Ma non basta; si può sostenere che per il capo dei fascisti le cose, da allora ad oggi, non sono cambiate. La sua posizione è, in fondo, ancora quella di una volta. Anche oggi egli non è altro che un teorico, se cosí si può dire, e un inscenatore di colpi di mano. Il blanquismo, nella sua materialità, può essere oggi sovversivo, domani reazionario. Sempre però esso è rivoluzionario e ricostruttore solo in apparenza, condannato a mancare di continuità e di sviluppo, dannato a non saper saldare insieme l’uno e l’altro colpo di mano nella linea di un processo storico. Oggi i borghesi, mezzo impauriti e mezzo stupefatti, guardano a quest’uomo che si è messo ai loro servizi come ad una specie di nuovo mostro, rivoluzionatore di situazioni reali e creatore di storia. Nulla di piú falso. L’incapacità di saldare insieme gli anelli di una costruzione storica è tanto grande nel blanquismo di questo epilettico quanto lo è nel sovversivismo malthusiano dei D’Aragona e dei Serrati. Sono tutti di una sola famiglia. Rappresentano, tanto l’uno quanto gli altri, una stessa impotenza. Se nella reazione italiana appare oggi una consistenza e una continuità, essa proviene da altri elementi, da altri fattori, di carattere non solo nazionale ma comune a tutti i paesi e di natura ben diversa da quella che vorrebbe far credere questo esasperato esaltatore di se stesso.
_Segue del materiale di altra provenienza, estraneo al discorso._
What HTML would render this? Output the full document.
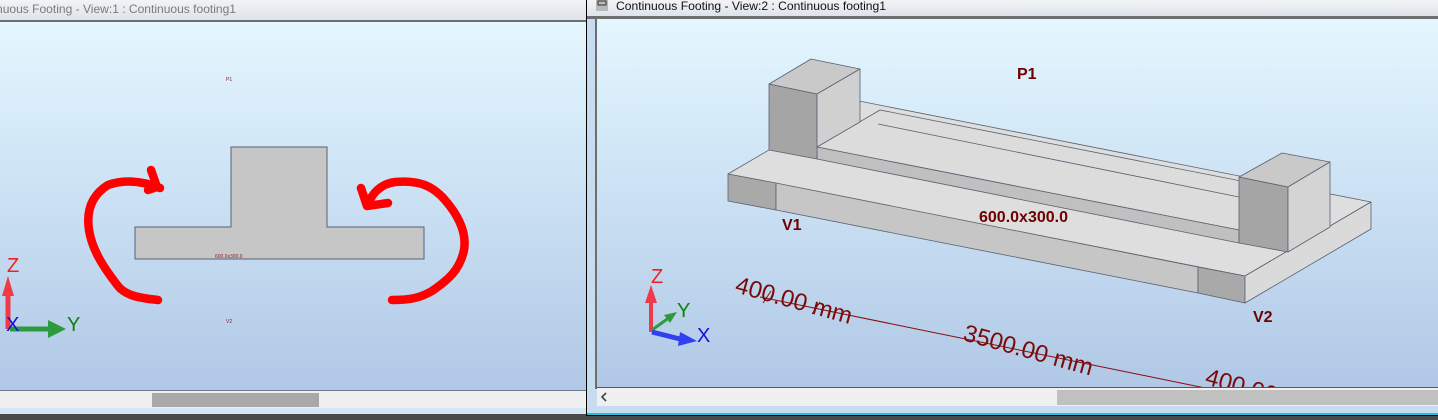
<!DOCTYPE html>
<html><head><style>
html,body{margin:0;padding:0;width:1438px;height:420px;overflow:hidden;background:#4a4a4a;font-family:"Liberation Sans",sans-serif}
</style></head><body>
<svg width="1438" height="420" xmlns="http://www.w3.org/2000/svg" style="position:absolute;left:0;top:0">
<defs>
<linearGradient id="bg" x1="0" y1="0" x2="0" y2="1">
<stop offset="0" stop-color="#e4f7ff"/><stop offset="1" stop-color="#b0c8e6"/></linearGradient>
<linearGradient id="tb" x1="0" y1="0" x2="0" y2="1">
<stop offset="0" stop-color="#f2f4f6"/><stop offset="1" stop-color="#dde3ea"/></linearGradient>
<clipPath id="vp"><rect x="597" y="19" width="841" height="368"/></clipPath>
</defs>
<rect x="0" y="414" width="1438" height="6" fill="#4a4a4a"/>
<!-- LEFT PANE -->
<rect x="0" y="0" width="586" height="414" fill="#d6e6f4"/>
<rect x="0" y="0" width="586" height="20" fill="url(#tb)"/>
<text x="-4" y="13" font-size="12" fill="#7a7a7a" textLength="240" lengthAdjust="spacingAndGlyphs">nuous Footing - View:1 : Continuous footing1</text>
<rect x="0" y="20" width="586" height="2" fill="#6e6e6e"/>
<rect x="0" y="22" width="586" height="369" fill="url(#bg)"/>
<rect x="0" y="390" width="586" height="1" fill="#6e7a88"/>
<rect x="0" y="391" width="586" height="17" fill="#f0f0f0"/>
<rect x="152" y="393" width="167" height="14" fill="#a8a8a8"/>
<rect x="0" y="408" width="586" height="5" fill="#d6e6f4"/>
<path d="M231 147H327V227H424V259H135V227H231Z" fill="#c6c6c6" stroke="#5a6070" stroke-width="1"/>
<text x="226" y="81" font-size="5" fill="#8a2020">P1</text>
<text x="226" y="323" font-size="5" fill="#8a2020">V2</text>
<text x="215" y="258" font-size="5" fill="#8a2020">600.0x300.0</text>
<g fill="none" stroke="#ff0000" stroke-width="8.5" stroke-linecap="round" stroke-linejoin="round">
<path d="M158 300C140 298 126 296 118 286C104 268 92 250 89 230C86 210 92 195 108 185C122 180 140 180 160 188"/>
<path d="M151 170L157 187L148 190"/>
<path d="M392 300C410 300 420 298 432 291C448 280 460 270 464 250C467 232 458 215 445 200C432 185 418 180 395 182C380 184 372 194 368 204"/>
<path d="M361 188L367 206L388 203"/>
</g>
<!-- left axes -->
<path d="M8 329V290" stroke="#f03a4a" stroke-width="5"/><path d="M2 296L8 276L14 296Z" fill="#f03a4a"/>
<path d="M10 329H50" stroke="#2e9a3e" stroke-width="5"/><path d="M48 320L66 329L48 338Z" fill="#2e9a3e"/>
<text x="7" y="272" font-size="20" fill="#f02020">Z</text>
<text x="6" y="331" font-size="20" fill="#1010e0">X</text>
<text x="67" y="331" font-size="20" fill="#108010">Y</text>
<!-- RIGHT PANE -->
<rect x="586" y="0" width="852" height="416" fill="#000"/>
<rect x="587" y="0" width="851" height="413" fill="#c8dcef"/>
<rect x="587" y="413" width="851" height="2" fill="#20c0d8"/>
<rect x="587" y="0" width="851" height="16" fill="url(#tb)"/>
<rect x="596" y="0" width="12" height="11" fill="#b8b8b8"/><rect x="598" y="1" width="8" height="4" fill="none" stroke="#333" stroke-width="1"/>
<text x="616" y="10" font-size="12" fill="#111" textLength="270" lengthAdjust="spacingAndGlyphs">Continuous Footing - View:2 : Continuous footing1</text>
<rect x="587" y="16" width="851" height="3" fill="#6e6e6e"/>
<rect x="595" y="19" width="2" height="370" fill="#6e6e6e"/>
<rect x="597" y="19" width="841" height="369" fill="url(#bg)"/>
<rect x="597" y="387" width="841" height="1" fill="#4e5a68"/>
<!-- 3D footing -->
<g stroke="#5a6070" stroke-width="0.8" stroke-linejoin="round">
<polygon points="728,174 854,100 1371,202 1245,276" fill="#dedede"/>
<polygon points="728,174 776,183 776,210 728,201" fill="#a9a9a9"/>
<polygon points="776,183 1198,267 1198,293 776,210" fill="#c6c6c6"/>
<polygon points="1198,267 1245,276 1245,303 1198,293" fill="#a9a9a9"/>
<polygon points="1245,276 1371,202 1371,229 1245,303" fill="#dadada"/>
<polygon points="817,147 880,110 1302,193 1239,230" fill="#dcdcdc"/>
<line x1="878" y1="124" x2="1239" y2="197"/>
<polygon points="817,147 1239,230 1239,243 817,159" fill="#c0c0c0"/>
<polygon points="769,84 817,94 817,159 769,150" fill="#a5a5a5"/>
<polygon points="769,84 811,59 860,69 817,94" fill="#c9c9c9"/>
<polygon points="817,94 860,69 860,122 817,147" fill="#d0d0d0"/>
<polygon points="1239,177 1288,187 1288,252 1239,243" fill="#a5a5a5"/>
<polygon points="1239,177 1282,153 1330,162 1288,187" fill="#c9c9c9"/>
<polygon points="1288,187 1330,162 1330,227 1288,252" fill="#d4d4d4"/>
</g>
<g fill="#6e0000" font-weight="bold">
<text x="1017" y="79" font-size="16">P1</text>
<text x="782" y="230" font-size="16">V1</text>
<text x="979" y="222" font-size="16">600.0x300.0</text>
<text x="1253" y="322" font-size="16">V2</text>
</g>
<g clip-path="url(#vp)" fill="#7a0a0a">
<text x="734" y="292" font-size="24" transform="rotate(15.5 734 292)">400.00 mm</text>
<text x="962" y="340" font-size="24" transform="rotate(15.5 962 340)">3500.00 mm</text>
<text x="1204" y="384" font-size="24" transform="rotate(15.5 1204 384)">400.00 mm</text>
<line x1="760" y1="297" x2="1215" y2="390" stroke="#8a0a0a" stroke-width="1"/>
<line x1="763" y1="303" x2="771" y2="291" stroke="#8a0a0a"/>
<line x1="812" y1="314" x2="820" y2="302" stroke="#8a0a0a"/>
</g>
<rect x="597" y="388" width="841" height="18" fill="#f0f0f0"/>
<rect x="1057" y="390" width="381" height="15" fill="#c0c0c0"/>
<path d="M606 393L602 397L606 401" fill="none" stroke="#444" stroke-width="1.6"/>
<!-- right axes -->
<path d="M651 332V300" stroke="#f03a4a" stroke-width="4"/><path d="M645 303L651 285L657 303Z" fill="#f03a4a"/>
<path d="M652 330L670 317" stroke="#2e9a3e" stroke-width="3"/><path d="M664 315L677 312L670 323Z" fill="#2e9a3e"/>
<path d="M652 332L684 340" stroke="#3040f0" stroke-width="5"/><path d="M680 332L697 341L678 346Z" fill="#3040f0"/>
<text x="651" y="283" font-size="20" fill="#f02020">Z</text>
<text x="677" y="317" font-size="20" fill="#108010">Y</text>
<text x="697" y="342" font-size="20" fill="#1010e0">X</text>
</svg>
</body></html>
La lotta contro le rivendicazioni e la resistenza contro la riscossa operaia partono da basi ben piú concrete, ma è senza dubbio significativo, per la serietà della vita politica italiana, che al culmine di una costruzione che è tenuta assieme da un poderoso sistema di forze reali si trovi questo uomo che si diletta a fare i giochi di forza e a masturbarsi colle parole.

I politici della borghesia, che giudicano dalla impotenza loro e dalla loro paura, parlano di un sovversivismo reazionario. Per noi e per tutti coloro che qualcosa comprendono del gioco di forze che fa la politica, non si tratta che di una mosca cocchiera.

L’Ordine Nuovo, 22 giugno 1921. Non firmato.